> PROMPT: Repeat only what lies from the line with "Reproduce this screenshot" to the line with "</defs></svg>", those two lines included, exactly as it stands; omit any images.

> INFORMATION SHOWN:
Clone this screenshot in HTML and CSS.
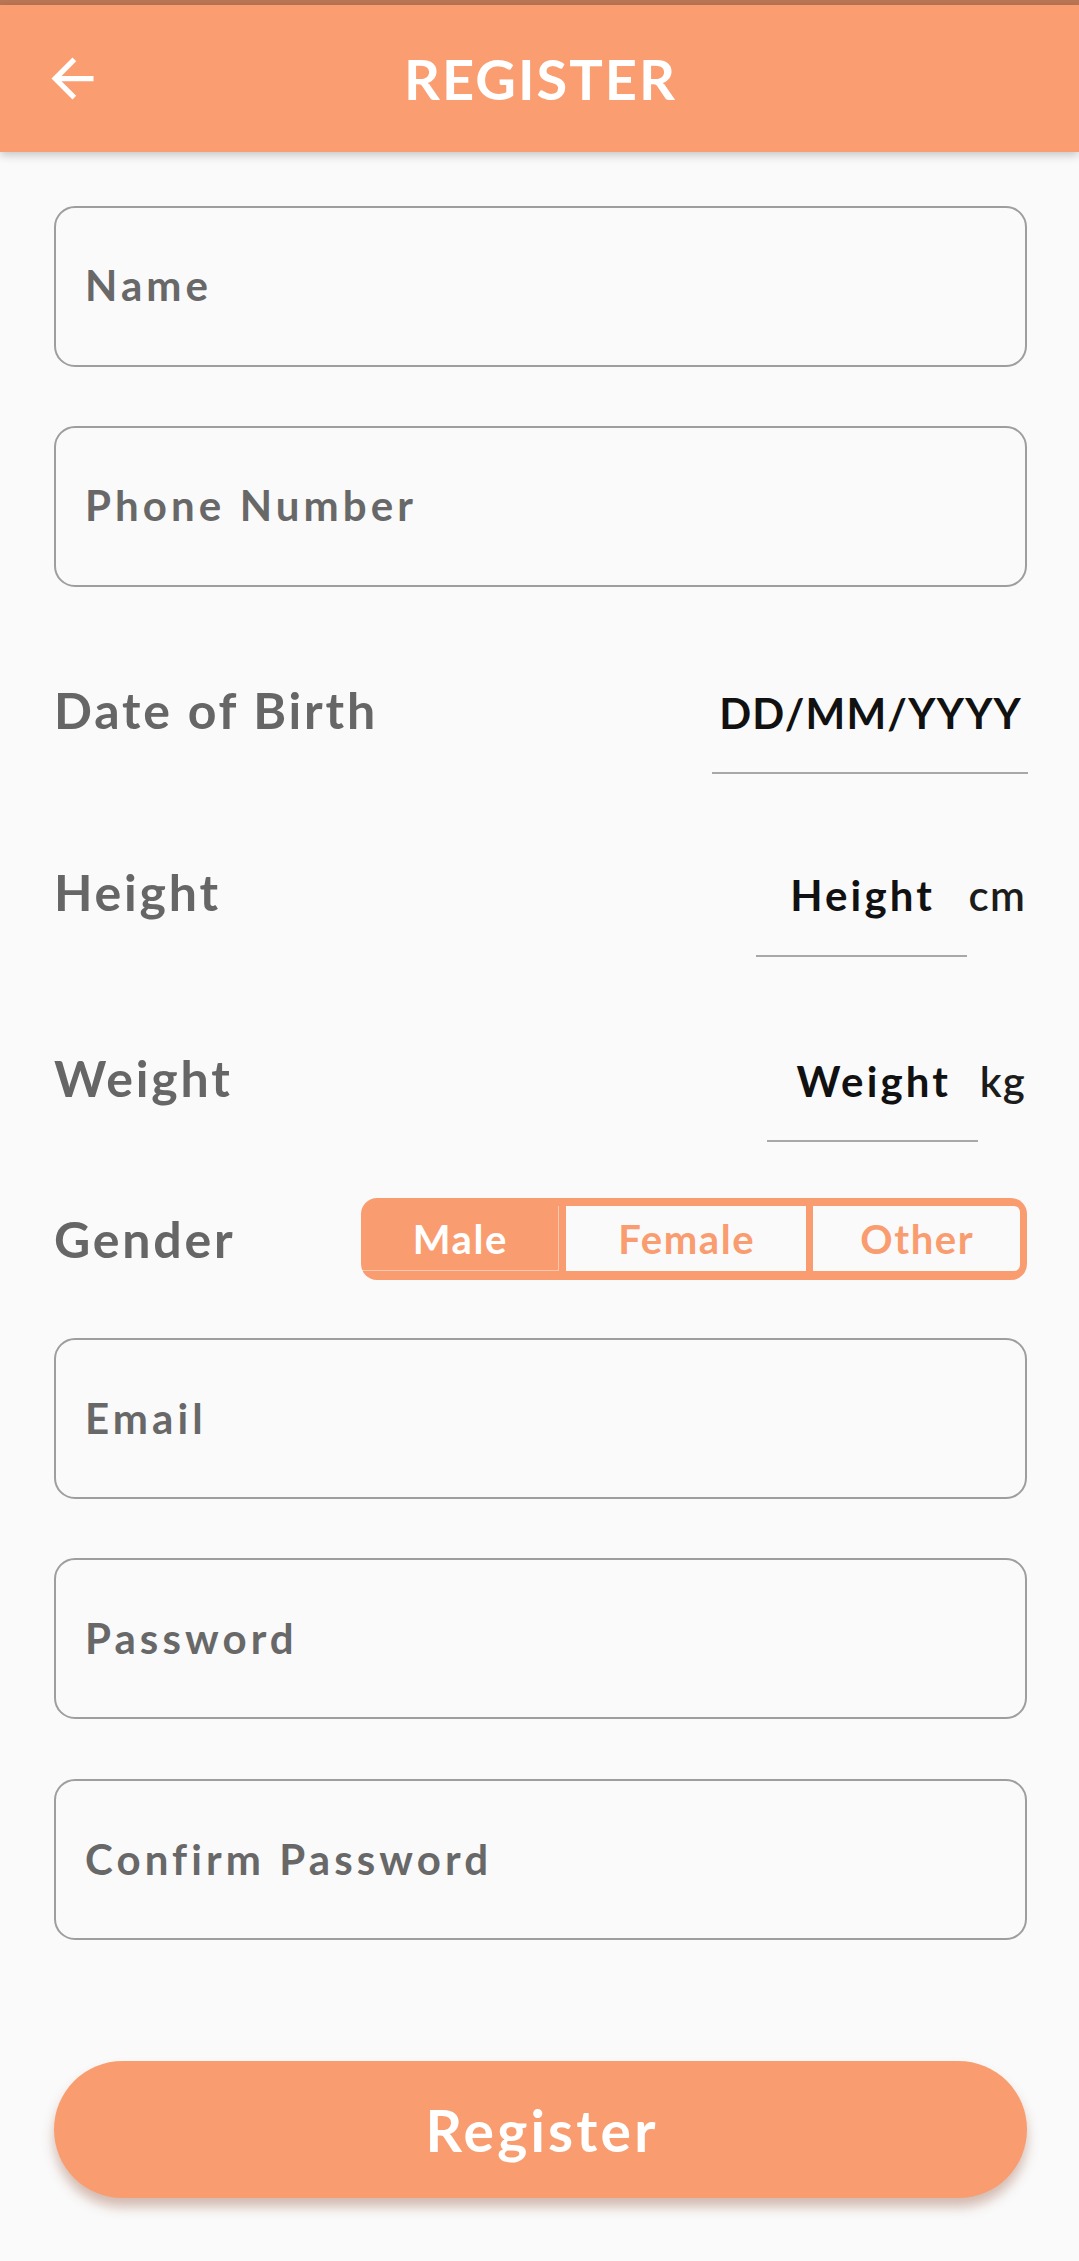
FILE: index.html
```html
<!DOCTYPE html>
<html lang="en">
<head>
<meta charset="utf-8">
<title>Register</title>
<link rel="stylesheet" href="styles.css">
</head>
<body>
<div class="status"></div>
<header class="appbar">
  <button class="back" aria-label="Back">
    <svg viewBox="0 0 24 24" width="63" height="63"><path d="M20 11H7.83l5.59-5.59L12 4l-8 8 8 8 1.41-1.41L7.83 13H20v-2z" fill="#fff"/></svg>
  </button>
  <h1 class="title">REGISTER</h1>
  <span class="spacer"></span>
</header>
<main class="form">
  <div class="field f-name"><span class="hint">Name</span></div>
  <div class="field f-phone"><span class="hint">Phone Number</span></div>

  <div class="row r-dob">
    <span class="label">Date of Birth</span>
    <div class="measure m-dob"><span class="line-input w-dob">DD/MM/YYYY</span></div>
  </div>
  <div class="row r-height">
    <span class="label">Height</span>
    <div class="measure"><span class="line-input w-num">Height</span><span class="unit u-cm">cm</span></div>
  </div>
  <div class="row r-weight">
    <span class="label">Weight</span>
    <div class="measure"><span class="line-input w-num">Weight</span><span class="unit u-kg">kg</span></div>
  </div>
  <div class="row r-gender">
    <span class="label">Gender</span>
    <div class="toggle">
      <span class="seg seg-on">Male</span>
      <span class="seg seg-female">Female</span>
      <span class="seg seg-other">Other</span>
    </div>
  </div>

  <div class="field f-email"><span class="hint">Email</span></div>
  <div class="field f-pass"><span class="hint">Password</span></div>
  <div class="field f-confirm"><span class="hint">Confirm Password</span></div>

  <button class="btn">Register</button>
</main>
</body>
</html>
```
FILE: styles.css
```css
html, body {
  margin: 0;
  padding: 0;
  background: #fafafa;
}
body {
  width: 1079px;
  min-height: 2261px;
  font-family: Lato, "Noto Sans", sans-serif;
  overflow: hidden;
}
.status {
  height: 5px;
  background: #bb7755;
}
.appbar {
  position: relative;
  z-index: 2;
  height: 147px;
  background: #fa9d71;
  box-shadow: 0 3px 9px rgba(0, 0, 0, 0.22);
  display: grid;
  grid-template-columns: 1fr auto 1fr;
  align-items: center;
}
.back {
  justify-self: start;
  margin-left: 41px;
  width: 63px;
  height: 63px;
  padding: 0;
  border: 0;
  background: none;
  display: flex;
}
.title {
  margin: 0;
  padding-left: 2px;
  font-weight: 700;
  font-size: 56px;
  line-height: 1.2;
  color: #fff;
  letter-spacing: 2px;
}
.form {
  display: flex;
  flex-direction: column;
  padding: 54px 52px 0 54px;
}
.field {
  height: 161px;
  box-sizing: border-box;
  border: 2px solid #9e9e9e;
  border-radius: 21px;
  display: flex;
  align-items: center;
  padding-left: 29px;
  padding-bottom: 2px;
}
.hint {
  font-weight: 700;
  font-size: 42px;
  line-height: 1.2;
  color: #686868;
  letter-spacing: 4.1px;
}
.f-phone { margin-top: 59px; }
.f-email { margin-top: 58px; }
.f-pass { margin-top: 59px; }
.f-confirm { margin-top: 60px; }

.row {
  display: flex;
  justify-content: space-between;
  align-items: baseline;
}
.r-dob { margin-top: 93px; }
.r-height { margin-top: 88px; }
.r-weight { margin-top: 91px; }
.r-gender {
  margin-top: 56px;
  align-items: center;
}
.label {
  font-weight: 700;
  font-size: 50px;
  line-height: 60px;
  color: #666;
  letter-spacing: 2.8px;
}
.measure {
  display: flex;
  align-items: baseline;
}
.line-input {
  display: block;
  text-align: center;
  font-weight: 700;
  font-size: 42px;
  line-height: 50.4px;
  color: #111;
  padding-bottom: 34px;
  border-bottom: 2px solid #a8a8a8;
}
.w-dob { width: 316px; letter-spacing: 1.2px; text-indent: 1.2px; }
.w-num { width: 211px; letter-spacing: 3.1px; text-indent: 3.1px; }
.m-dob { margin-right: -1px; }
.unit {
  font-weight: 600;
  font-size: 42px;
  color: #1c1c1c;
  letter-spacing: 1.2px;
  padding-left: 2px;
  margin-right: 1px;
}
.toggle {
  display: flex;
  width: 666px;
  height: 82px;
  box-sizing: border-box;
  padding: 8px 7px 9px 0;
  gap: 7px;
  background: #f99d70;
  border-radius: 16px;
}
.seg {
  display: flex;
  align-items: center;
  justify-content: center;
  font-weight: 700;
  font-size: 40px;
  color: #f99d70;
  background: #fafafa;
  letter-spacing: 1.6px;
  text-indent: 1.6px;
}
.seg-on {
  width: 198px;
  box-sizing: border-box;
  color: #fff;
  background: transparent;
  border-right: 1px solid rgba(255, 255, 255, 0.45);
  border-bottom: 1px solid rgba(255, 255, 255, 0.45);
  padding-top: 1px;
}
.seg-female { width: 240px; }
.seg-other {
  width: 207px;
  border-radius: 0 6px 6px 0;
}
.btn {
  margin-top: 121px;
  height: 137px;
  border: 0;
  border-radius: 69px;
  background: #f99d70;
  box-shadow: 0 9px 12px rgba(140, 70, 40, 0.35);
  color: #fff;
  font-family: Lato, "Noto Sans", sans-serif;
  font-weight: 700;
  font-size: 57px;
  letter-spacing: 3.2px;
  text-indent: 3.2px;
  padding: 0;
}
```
--
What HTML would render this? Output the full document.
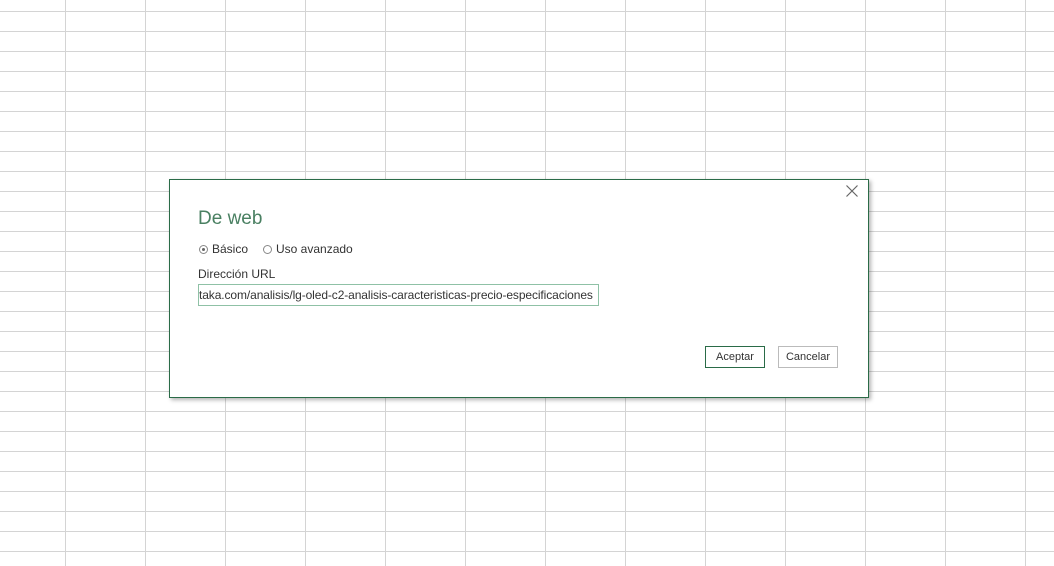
* * *
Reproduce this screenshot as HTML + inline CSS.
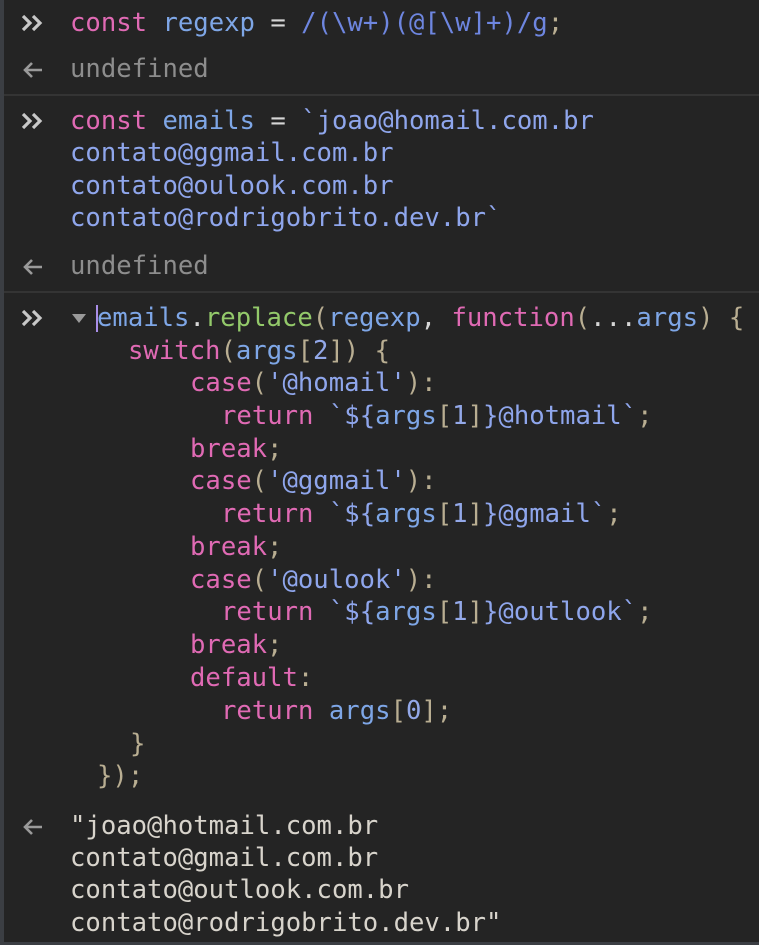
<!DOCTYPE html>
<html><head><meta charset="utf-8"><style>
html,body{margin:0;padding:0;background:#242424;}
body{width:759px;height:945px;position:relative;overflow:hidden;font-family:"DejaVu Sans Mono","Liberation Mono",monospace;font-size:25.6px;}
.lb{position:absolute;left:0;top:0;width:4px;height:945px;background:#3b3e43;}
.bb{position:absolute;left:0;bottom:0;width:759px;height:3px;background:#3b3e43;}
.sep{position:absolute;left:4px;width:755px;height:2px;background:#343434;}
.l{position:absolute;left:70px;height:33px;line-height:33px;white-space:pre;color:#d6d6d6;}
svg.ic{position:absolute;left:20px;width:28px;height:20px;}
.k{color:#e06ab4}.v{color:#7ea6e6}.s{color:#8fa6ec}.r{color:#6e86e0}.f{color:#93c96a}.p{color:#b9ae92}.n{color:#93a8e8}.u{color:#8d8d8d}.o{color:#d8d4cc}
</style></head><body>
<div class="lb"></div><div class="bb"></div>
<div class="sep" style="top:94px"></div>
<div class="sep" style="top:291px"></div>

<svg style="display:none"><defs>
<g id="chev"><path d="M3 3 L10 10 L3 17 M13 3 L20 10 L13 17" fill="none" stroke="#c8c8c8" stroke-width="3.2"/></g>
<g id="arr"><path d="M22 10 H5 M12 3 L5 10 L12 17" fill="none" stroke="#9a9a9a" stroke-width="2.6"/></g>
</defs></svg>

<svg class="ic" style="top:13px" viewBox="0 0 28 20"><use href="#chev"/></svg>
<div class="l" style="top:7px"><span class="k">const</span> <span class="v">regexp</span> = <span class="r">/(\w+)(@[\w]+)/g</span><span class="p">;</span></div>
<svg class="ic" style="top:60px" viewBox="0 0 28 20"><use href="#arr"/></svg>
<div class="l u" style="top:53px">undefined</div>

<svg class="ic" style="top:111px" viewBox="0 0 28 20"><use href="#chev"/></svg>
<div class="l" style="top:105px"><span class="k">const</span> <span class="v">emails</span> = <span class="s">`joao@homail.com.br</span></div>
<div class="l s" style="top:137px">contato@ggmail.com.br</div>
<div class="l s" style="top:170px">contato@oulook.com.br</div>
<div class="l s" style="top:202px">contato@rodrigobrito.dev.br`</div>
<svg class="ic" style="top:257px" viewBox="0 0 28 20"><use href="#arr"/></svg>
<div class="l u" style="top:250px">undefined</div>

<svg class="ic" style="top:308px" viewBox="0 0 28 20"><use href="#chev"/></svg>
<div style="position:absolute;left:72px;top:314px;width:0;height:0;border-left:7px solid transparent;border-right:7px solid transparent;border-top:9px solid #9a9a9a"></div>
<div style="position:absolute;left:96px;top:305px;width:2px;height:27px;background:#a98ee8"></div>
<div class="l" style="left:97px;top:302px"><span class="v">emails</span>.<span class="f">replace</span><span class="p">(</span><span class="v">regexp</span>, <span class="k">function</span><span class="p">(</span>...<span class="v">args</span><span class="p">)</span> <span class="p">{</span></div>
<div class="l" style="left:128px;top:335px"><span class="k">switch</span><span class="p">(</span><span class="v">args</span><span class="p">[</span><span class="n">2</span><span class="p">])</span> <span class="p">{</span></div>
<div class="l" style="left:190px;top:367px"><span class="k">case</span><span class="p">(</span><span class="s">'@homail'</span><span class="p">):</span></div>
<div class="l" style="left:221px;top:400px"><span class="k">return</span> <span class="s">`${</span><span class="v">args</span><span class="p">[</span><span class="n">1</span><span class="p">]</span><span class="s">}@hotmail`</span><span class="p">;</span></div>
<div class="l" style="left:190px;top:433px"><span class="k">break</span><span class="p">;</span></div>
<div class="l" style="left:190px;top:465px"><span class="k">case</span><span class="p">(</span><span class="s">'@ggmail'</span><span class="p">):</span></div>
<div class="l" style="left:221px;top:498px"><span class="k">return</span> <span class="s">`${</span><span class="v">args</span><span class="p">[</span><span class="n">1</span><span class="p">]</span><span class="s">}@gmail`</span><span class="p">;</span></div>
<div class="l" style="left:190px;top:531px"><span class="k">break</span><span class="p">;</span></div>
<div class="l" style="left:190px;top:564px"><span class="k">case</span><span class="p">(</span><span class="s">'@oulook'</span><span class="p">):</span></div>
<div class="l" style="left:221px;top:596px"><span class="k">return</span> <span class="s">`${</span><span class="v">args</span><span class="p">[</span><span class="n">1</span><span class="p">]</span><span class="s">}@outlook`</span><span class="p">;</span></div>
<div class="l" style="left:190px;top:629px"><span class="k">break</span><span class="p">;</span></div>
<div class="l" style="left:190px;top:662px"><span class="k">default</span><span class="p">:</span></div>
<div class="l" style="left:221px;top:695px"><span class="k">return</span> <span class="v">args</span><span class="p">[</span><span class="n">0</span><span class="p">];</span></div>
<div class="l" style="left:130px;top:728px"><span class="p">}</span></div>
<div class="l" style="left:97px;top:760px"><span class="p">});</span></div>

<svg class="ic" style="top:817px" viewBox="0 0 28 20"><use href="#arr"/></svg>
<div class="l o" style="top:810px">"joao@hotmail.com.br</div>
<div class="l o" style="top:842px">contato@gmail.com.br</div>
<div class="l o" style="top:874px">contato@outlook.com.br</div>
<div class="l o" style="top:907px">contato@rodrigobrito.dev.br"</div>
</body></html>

> FINISHED TASK:
Reproduce this screenshot as HTML + inline CSS.
<!DOCTYPE html>
<html><head><meta charset="utf-8"><style>
html,body{margin:0;padding:0;background:#242424;}
body{width:759px;height:945px;position:relative;overflow:hidden;font-family:"DejaVu Sans Mono","Liberation Mono",monospace;font-size:25.6px;}
.lb{position:absolute;left:0;top:0;width:4px;height:945px;background:#3b3e43;}
.bb{position:absolute;left:0;bottom:0;width:759px;height:3px;background:#3b3e43;}
.sep{position:absolute;left:4px;width:755px;height:2px;background:#343434;}
.l{position:absolute;left:70px;height:33px;line-height:33px;white-space:pre;color:#d6d6d6;}
svg.ic{position:absolute;left:20px;width:28px;height:20px;}
.k{color:#e06ab4}.v{color:#7ea6e6}.s{color:#8fa6ec}.r{color:#6e86e0}.f{color:#93c96a}.p{color:#b9ae92}.n{color:#93a8e8}.u{color:#8d8d8d}.o{color:#d8d4cc}
</style></head><body>
<div class="lb"></div><div class="bb"></div>
<div class="sep" style="top:94px"></div>
<div class="sep" style="top:291px"></div>

<svg style="display:none"><defs>
<g id="chev"><path d="M3 3 L10 10 L3 17 M13 3 L20 10 L13 17" fill="none" stroke="#c8c8c8" stroke-width="3.2"/></g>
<g id="arr"><path d="M22 10 H5 M12 3 L5 10 L12 17" fill="none" stroke="#9a9a9a" stroke-width="2.6"/></g>
</defs></svg>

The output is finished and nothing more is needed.